┌──

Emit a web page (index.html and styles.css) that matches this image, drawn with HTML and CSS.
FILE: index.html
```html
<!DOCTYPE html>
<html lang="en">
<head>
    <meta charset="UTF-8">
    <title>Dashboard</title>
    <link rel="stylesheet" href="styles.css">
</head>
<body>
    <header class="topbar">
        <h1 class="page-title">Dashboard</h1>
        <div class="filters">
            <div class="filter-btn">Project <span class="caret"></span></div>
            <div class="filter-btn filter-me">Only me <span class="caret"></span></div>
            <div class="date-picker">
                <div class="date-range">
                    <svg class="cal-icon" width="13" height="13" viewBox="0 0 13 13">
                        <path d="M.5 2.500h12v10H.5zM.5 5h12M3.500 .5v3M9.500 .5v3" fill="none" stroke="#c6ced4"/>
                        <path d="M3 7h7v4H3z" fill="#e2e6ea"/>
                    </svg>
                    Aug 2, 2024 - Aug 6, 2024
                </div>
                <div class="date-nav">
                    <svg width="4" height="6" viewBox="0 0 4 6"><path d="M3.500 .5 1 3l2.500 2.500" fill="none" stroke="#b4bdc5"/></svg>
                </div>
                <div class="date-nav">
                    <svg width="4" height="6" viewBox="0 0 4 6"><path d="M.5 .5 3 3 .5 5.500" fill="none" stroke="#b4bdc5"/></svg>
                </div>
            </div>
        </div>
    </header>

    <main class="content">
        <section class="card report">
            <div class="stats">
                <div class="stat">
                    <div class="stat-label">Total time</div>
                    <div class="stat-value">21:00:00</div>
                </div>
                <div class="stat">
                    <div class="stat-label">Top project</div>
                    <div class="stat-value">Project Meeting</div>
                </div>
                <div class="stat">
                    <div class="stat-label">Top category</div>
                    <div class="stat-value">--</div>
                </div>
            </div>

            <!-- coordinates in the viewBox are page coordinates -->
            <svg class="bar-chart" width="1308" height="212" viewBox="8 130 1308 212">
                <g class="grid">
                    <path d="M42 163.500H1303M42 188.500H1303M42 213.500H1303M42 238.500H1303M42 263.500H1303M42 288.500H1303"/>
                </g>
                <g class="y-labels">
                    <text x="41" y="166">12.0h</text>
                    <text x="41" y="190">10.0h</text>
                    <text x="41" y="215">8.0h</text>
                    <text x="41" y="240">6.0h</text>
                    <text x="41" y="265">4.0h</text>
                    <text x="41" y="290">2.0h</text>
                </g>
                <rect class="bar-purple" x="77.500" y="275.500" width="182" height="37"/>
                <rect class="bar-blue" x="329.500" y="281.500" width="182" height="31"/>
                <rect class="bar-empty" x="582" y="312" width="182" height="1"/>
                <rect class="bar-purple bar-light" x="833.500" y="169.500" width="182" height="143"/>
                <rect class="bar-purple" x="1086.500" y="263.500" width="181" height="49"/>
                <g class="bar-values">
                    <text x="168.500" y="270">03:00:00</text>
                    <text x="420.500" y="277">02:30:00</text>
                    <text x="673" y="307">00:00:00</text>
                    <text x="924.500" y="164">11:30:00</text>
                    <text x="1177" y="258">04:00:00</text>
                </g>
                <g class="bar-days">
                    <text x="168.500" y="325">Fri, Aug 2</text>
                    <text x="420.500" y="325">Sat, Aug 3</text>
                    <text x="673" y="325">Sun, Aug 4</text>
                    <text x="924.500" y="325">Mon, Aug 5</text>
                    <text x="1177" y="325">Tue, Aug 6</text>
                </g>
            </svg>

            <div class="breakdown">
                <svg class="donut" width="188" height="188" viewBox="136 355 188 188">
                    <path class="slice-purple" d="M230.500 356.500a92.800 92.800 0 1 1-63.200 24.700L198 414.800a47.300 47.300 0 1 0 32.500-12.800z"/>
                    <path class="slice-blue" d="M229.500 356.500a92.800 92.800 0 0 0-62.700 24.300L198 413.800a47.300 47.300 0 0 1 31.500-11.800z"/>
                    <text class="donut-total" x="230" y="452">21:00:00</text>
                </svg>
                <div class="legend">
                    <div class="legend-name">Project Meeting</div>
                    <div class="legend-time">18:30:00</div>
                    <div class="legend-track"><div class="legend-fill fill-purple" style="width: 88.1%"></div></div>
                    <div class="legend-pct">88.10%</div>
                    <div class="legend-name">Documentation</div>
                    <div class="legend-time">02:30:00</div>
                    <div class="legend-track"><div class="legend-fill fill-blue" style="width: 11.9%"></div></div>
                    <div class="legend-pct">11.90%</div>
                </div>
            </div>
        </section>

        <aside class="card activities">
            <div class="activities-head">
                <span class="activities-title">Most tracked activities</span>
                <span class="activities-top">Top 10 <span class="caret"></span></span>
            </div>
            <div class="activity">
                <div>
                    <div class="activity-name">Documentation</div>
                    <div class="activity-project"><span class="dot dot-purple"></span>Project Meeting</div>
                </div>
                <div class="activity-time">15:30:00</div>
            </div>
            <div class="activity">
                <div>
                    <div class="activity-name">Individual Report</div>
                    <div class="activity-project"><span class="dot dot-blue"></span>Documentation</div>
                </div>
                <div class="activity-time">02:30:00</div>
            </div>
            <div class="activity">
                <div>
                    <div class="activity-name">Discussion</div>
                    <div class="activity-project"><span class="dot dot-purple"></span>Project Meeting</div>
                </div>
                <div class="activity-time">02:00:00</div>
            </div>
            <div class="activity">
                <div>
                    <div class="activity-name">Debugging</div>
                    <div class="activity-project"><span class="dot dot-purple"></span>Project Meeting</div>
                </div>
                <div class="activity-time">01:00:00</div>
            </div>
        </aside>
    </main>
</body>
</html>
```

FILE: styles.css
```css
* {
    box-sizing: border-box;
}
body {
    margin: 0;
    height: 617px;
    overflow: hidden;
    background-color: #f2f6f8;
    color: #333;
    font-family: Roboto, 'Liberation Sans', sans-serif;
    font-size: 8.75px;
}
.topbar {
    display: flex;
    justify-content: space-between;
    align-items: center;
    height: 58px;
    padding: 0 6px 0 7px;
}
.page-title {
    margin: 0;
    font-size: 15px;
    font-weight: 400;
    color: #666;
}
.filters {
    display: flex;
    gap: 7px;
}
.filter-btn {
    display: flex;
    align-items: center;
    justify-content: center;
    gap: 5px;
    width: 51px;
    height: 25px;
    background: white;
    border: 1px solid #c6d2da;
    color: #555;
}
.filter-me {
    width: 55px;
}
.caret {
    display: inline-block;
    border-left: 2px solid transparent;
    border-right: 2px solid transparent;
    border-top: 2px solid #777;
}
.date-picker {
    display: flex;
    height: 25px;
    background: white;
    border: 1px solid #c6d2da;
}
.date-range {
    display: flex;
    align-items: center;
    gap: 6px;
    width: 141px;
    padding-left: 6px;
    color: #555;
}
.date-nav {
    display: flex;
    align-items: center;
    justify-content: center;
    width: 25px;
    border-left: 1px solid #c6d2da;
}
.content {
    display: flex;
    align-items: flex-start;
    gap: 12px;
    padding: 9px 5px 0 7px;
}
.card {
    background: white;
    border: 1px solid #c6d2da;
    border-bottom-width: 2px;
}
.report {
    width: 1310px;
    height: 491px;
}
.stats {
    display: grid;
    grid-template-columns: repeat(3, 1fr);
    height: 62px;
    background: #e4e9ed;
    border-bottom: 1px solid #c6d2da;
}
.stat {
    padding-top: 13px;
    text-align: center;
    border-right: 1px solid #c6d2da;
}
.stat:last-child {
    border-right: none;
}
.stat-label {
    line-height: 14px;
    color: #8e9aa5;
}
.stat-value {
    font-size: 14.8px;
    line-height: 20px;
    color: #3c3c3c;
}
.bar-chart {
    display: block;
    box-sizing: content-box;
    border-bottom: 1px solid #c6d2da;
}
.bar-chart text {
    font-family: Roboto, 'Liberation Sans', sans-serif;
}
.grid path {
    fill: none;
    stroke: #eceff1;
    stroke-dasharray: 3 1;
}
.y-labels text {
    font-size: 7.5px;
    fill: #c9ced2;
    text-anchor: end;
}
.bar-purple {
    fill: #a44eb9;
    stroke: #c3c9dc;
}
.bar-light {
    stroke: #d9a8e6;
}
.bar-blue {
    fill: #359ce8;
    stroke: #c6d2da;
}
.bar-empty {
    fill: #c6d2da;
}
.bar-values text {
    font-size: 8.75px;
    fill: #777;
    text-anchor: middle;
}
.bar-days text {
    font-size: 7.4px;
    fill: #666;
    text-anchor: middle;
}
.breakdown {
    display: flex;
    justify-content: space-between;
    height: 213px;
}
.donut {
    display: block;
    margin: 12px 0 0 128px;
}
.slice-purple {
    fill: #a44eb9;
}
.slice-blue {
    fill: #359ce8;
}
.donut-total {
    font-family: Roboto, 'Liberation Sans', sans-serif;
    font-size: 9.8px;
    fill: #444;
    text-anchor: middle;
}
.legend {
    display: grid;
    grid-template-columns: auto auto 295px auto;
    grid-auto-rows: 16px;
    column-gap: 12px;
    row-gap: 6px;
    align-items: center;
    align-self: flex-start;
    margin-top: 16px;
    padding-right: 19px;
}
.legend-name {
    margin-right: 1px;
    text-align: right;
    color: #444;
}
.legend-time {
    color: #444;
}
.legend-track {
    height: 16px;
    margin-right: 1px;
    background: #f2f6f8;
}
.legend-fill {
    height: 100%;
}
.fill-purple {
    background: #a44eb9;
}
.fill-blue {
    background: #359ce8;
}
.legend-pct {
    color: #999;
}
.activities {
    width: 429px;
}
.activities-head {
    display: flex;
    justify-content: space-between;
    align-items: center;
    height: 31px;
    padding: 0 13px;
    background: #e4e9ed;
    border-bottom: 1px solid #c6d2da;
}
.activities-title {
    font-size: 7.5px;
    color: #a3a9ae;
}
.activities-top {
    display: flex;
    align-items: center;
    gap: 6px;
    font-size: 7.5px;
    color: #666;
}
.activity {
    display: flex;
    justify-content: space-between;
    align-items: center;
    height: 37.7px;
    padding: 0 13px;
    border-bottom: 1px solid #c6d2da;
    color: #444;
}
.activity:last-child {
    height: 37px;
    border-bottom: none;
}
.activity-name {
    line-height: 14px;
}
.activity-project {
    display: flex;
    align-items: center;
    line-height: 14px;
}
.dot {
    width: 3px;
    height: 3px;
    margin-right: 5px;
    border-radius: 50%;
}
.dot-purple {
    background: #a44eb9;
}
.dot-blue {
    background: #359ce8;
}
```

└──
┌──

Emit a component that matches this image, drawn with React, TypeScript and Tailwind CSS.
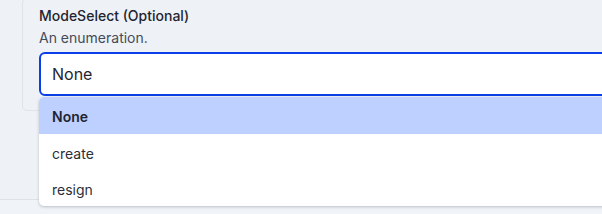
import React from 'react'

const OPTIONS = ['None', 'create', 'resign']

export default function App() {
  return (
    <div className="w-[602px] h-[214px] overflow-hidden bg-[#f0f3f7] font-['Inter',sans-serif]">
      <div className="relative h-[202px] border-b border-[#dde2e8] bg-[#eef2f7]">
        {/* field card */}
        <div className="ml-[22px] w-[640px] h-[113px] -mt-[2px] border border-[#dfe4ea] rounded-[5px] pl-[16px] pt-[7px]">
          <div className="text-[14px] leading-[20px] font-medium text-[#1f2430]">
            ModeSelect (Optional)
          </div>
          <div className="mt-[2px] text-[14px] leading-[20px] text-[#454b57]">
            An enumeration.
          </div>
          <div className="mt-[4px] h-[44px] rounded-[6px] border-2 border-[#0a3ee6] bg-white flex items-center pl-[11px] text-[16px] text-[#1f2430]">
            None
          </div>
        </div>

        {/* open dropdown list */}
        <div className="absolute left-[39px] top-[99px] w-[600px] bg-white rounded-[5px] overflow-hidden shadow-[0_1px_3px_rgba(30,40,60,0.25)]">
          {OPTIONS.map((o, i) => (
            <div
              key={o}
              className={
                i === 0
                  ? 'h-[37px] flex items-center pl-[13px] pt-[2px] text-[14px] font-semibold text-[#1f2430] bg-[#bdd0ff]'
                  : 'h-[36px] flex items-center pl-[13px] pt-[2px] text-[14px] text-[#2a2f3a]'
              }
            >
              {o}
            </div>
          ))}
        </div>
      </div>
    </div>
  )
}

└──

#### EXERCISE DETAILS
State the number of lines holding the word "Emit" in the listing. Add nothing else.

#### RESULT
2